→ **Task statement**:
Take the data below and write out exactly the lines from the one with "Give me the" through the one with "const rows = ['D', '', '', '', '', '']"; omit every other line.

** START Data for this exercise **

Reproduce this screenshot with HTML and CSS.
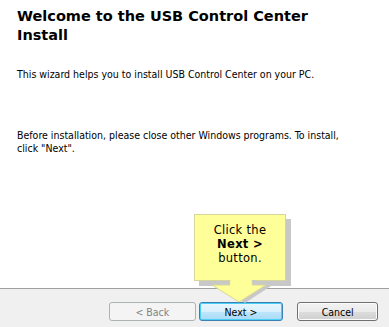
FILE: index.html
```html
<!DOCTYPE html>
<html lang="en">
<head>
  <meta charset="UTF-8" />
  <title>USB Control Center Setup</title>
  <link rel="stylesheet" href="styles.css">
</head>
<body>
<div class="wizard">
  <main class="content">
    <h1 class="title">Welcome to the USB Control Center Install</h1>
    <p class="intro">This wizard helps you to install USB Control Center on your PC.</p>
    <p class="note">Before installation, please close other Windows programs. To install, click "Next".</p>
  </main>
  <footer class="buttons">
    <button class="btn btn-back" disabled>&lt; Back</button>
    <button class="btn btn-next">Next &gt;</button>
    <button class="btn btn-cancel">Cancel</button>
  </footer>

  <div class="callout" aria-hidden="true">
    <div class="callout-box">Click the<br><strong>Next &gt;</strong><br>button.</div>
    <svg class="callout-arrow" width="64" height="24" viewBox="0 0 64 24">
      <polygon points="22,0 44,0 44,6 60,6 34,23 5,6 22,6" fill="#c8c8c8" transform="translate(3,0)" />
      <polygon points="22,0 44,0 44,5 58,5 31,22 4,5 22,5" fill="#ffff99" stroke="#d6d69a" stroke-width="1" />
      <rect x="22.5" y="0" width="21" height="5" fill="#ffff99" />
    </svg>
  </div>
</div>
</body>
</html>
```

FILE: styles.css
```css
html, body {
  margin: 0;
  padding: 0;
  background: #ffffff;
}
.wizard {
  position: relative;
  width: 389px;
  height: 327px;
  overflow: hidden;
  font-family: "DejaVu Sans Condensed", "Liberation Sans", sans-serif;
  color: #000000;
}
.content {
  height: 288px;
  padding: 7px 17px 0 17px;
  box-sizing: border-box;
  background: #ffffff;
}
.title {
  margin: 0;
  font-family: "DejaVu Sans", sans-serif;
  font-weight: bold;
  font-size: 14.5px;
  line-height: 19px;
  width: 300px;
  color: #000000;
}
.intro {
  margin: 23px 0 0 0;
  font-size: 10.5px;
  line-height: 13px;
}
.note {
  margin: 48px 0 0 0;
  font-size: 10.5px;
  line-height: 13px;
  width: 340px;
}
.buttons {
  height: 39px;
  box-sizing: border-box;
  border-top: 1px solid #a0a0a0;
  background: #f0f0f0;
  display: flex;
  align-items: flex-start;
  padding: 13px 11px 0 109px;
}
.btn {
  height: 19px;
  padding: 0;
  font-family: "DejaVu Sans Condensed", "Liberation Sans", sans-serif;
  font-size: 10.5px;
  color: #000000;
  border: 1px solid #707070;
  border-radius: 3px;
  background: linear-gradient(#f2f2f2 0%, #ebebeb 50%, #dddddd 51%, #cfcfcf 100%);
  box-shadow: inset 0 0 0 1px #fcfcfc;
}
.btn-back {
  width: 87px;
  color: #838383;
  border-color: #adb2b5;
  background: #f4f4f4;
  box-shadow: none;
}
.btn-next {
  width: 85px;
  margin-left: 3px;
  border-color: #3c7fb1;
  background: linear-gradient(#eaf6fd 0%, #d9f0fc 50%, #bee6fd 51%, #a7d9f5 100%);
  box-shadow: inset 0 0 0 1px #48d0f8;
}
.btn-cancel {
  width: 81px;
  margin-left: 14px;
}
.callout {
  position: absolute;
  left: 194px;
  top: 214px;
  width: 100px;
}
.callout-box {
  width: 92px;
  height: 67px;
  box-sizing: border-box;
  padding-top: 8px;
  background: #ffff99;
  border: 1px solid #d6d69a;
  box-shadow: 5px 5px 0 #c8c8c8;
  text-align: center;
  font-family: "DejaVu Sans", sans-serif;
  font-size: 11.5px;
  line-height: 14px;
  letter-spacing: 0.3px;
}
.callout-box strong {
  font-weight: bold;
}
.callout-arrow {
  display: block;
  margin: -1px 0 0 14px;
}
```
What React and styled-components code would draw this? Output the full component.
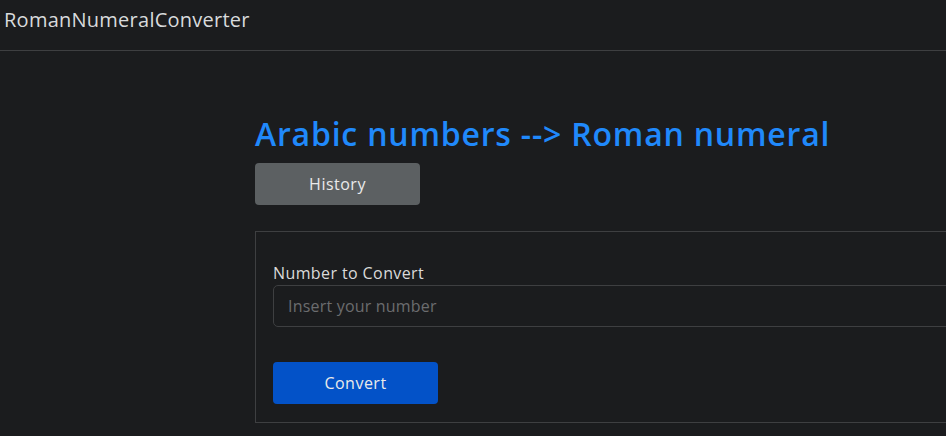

** END Data for this exercise **
** START Data for this exercise **

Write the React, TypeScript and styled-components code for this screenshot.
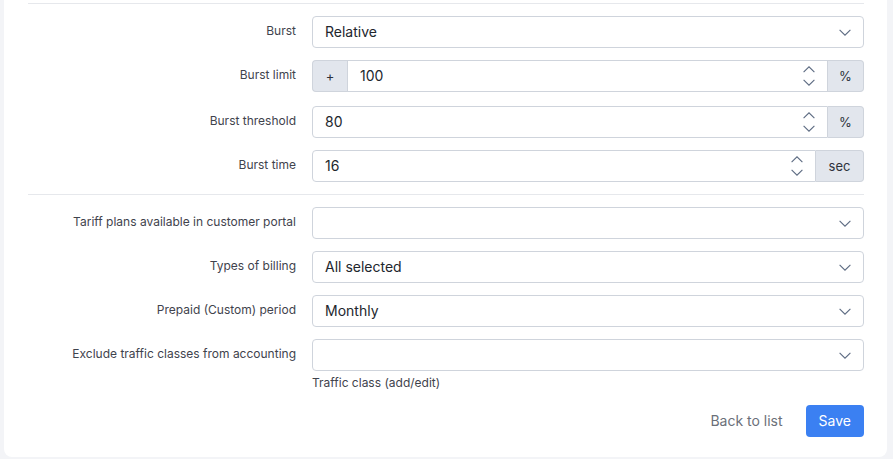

** END Data for this exercise **
** START Data for this exercise **

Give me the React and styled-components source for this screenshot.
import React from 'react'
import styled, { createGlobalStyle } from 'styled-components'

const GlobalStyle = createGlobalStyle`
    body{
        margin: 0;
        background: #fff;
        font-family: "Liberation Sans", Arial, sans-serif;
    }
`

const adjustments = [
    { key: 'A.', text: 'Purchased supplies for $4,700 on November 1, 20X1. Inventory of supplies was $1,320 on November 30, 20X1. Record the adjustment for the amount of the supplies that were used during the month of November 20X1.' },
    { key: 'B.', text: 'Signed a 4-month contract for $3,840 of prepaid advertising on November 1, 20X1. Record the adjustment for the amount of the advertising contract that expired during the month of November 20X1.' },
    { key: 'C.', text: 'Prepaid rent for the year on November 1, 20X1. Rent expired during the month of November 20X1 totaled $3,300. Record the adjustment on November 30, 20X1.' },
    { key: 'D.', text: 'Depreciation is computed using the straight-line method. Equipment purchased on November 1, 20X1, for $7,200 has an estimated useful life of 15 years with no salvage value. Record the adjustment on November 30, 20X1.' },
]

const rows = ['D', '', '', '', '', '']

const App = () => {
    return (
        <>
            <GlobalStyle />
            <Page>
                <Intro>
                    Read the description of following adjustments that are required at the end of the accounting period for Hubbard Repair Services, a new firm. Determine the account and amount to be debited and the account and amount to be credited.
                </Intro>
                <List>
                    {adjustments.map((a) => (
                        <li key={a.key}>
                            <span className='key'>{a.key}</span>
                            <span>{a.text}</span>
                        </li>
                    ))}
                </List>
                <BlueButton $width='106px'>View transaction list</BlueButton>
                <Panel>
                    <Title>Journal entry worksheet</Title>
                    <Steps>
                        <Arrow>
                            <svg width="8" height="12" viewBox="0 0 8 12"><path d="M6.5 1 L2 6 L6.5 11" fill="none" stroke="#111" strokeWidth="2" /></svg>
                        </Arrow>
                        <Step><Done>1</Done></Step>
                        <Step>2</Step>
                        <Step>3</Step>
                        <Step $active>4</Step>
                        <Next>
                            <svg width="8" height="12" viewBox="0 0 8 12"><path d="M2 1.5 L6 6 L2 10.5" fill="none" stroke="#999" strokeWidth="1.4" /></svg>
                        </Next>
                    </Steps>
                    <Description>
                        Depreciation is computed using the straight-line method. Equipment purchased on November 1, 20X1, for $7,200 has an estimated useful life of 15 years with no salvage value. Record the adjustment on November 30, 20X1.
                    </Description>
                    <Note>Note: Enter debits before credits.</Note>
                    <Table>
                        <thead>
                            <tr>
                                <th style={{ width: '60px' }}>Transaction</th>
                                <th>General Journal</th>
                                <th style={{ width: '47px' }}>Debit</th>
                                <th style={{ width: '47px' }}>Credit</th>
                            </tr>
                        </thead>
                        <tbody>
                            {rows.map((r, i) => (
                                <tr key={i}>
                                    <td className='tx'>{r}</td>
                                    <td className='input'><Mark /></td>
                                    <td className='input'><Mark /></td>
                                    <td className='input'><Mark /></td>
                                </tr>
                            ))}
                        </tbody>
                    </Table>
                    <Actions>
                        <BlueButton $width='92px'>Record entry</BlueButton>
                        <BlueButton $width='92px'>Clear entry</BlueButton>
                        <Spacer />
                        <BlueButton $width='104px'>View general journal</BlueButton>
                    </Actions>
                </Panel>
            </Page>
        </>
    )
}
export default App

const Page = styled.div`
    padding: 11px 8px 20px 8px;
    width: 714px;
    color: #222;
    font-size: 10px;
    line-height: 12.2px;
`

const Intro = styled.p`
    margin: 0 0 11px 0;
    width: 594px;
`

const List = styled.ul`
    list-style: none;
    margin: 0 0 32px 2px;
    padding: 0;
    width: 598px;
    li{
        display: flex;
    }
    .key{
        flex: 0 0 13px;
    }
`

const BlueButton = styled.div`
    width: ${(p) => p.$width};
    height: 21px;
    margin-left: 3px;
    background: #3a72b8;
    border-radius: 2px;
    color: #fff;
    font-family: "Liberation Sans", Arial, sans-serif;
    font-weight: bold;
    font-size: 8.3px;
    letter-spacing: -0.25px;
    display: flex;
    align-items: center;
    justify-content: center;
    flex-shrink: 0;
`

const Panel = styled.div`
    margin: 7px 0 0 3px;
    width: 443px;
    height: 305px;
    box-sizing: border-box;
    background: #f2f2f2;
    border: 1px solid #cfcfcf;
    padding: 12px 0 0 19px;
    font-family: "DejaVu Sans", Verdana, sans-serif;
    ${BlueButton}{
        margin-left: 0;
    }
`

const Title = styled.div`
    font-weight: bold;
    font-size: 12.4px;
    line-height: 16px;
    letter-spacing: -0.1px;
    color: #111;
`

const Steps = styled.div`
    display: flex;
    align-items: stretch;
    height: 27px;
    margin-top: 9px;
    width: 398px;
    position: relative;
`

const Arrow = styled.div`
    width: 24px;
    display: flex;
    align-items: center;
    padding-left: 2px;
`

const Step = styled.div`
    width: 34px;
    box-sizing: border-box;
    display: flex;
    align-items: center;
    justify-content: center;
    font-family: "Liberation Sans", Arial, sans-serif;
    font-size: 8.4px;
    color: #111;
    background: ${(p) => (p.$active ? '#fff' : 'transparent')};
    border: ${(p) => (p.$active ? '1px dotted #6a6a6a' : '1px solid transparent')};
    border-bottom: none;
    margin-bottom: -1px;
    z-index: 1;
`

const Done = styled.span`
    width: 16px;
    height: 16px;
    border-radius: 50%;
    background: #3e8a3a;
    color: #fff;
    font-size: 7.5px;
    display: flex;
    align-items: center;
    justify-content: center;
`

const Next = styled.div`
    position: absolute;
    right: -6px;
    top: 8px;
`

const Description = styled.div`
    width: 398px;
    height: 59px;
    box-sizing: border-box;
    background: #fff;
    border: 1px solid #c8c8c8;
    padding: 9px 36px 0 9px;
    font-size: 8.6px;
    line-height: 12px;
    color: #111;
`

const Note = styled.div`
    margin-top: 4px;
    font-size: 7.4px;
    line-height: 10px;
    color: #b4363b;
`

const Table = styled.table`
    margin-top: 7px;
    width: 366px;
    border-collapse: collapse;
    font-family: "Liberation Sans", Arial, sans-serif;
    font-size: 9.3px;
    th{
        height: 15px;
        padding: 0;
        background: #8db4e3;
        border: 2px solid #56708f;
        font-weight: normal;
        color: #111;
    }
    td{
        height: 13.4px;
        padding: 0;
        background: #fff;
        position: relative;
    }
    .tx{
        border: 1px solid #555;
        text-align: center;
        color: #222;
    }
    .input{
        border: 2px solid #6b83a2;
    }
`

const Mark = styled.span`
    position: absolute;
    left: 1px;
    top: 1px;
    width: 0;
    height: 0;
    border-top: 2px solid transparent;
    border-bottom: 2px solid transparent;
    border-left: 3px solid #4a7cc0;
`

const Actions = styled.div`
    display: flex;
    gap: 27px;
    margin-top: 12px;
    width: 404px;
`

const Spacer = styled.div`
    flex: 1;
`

** END Data for this exercise **

→ **Written solution**:
Give me the React and styled-components source for this screenshot.
import React from 'react'
import styled, { createGlobalStyle } from 'styled-components'

const GlobalStyle = createGlobalStyle`
    body{
        margin: 0;
        background: #fff;
        font-family: "Liberation Sans", Arial, sans-serif;
    }
`

const adjustments = [
    { key: 'A.', text: 'Purchased supplies for $4,700 on November 1, 20X1. Inventory of supplies was $1,320 on November 30, 20X1. Record the adjustment for the amount of the supplies that were used during the month of November 20X1.' },
    { key: 'B.', text: 'Signed a 4-month contract for $3,840 of prepaid advertising on November 1, 20X1. Record the adjustment for the amount of the advertising contract that expired during the month of November 20X1.' },
    { key: 'C.', text: 'Prepaid rent for the year on November 1, 20X1. Rent expired during the month of November 20X1 totaled $3,300. Record the adjustment on November 30, 20X1.' },
    { key: 'D.', text: 'Depreciation is computed using the straight-line method. Equipment purchased on November 1, 20X1, for $7,200 has an estimated useful life of 15 years with no salvage value. Record the adjustment on November 30, 20X1.' },
]

const rows = ['D', '', '', '', '', '']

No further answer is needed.